Air Force to phase out ULA's 1 Billion Dollar Annual Capability Payments, Leveling Playing Field with "New Competitors"

I think they can get 25%-40% of the launch share.

I agree that if Falcon and NGLS are the only two products, those figures are in the ballpark. Wildcards could easily emerge.

Lockheed/Boeing are not as optimistic about spacex reuse as you or I,

Yes, that's perhaps the only conclusion that fits the available evidence.

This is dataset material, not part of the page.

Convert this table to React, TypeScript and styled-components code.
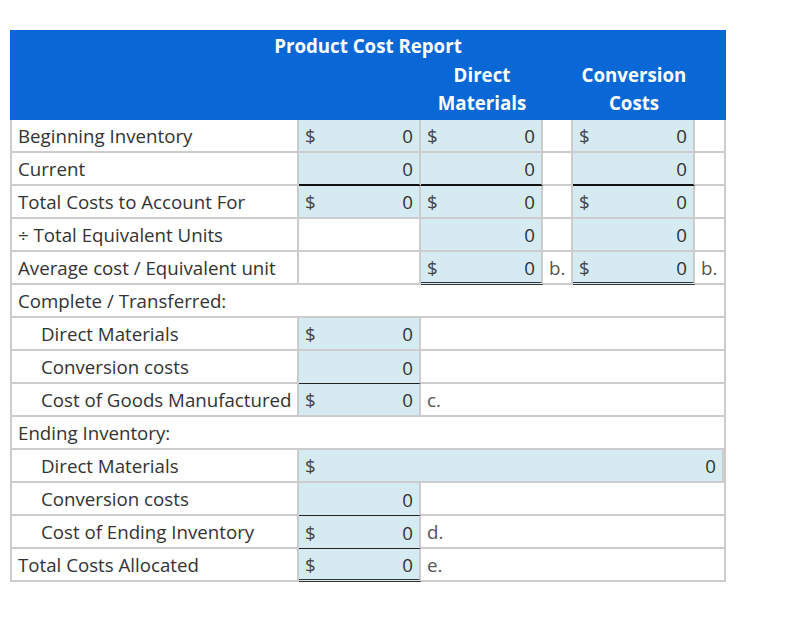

SpaceX will soon try 2 landing attempts in short succession. My guess is that at least one of them succeeds. They'll then have that booster flying in New Mexico for some months. They may recover a booster on land before the year is out. There could certainly be an orbital test flight of a previously used F9 before the end of 2016, before ULA has even decided on a platform.

If Lockheed and Boeing had doubts about SpaceX's reuse, those doubts could be extinguished long before they've spent real money on NGLS. The enemy gets a vote, and this could change their calculus.

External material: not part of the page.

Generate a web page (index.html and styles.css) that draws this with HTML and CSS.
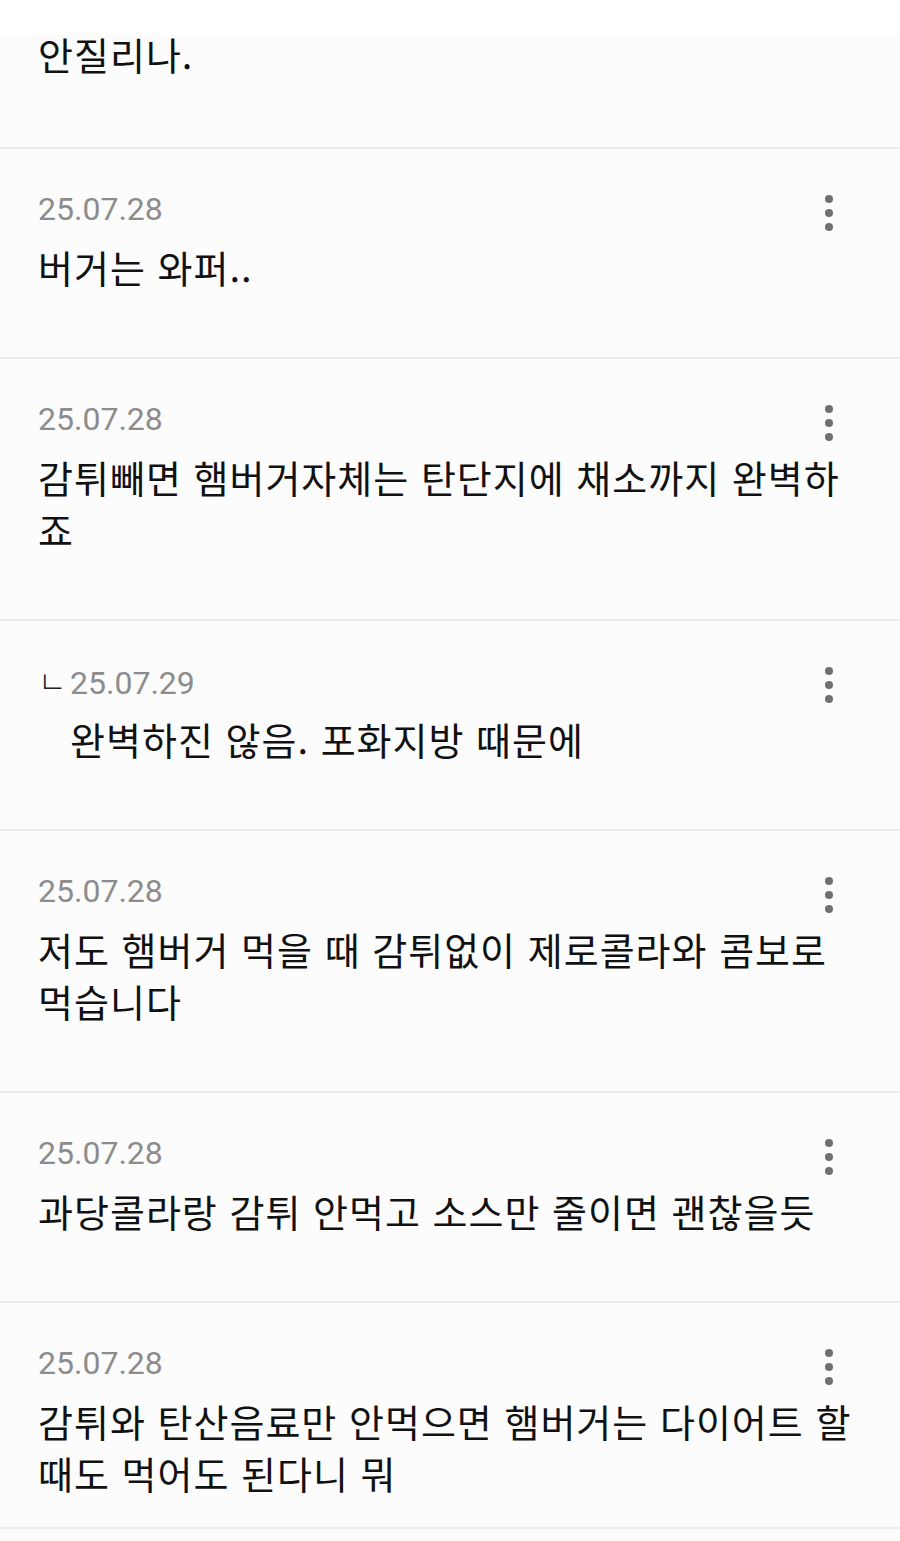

they need to invest in NGLS ASAP to meet their timeline.

One would think so, which is why Bruno's statements that the decision on which platform to pursue won't be made for another 2 years is so... curious. If they wait, they'll never hit their timeline. If they go ahead right now, full steam, they risk wasting billions of their own dollars.

The BE-4 is an untested engine, from an untested company.

We should wait for more details about NGLS (incl. cost and investments, potential reusability) before passing final judgment.

The details will help clarify the situation, but Bruno has already painted NGLS in broad strokes. BE-4 engine, legacy 2nd stage, no full or easy reuse. Unless those core stats change, my estimation of NGLS's success won't change either.

I don't think that Lockheed/Boeing are stupid, they've done the math and determined that the risk/reward profile is appropriate.

Neither do I, which is why I believe they're still sitting on the fence, not yet ready to dump huge loads of money into the project.

Perhaps I'll be proven wrong, but I've yet to see reports of wide scale hiring at Blue Origin or ULA. Neither have I heard reports of their attempting to head hunt SpaceXers. Maybe my ear is too far from the wall, but I suspect I'd have heard something.

Remember, spacex's timeline is fairly rosy, all it takes is 1 failure and time frames can be shifted by at least 2 years in ULA's favor. Spacex success/domination is fairly likely in my view, however that doesn't mean ULA can't make a decent ROI on NGLS, even in the worst case for them.

ULA's timeline is, if anything, even rosier.

The NGLS timeline seems completely reliant on Blue Origin, an untested company with an untested engine. Blue Origin has never built an orbital engine, and no one in history has ever built an orbital metholox engine, let alone one with staged combustion. The scale of this challenge is only exceeded by SpaceX's Raptor.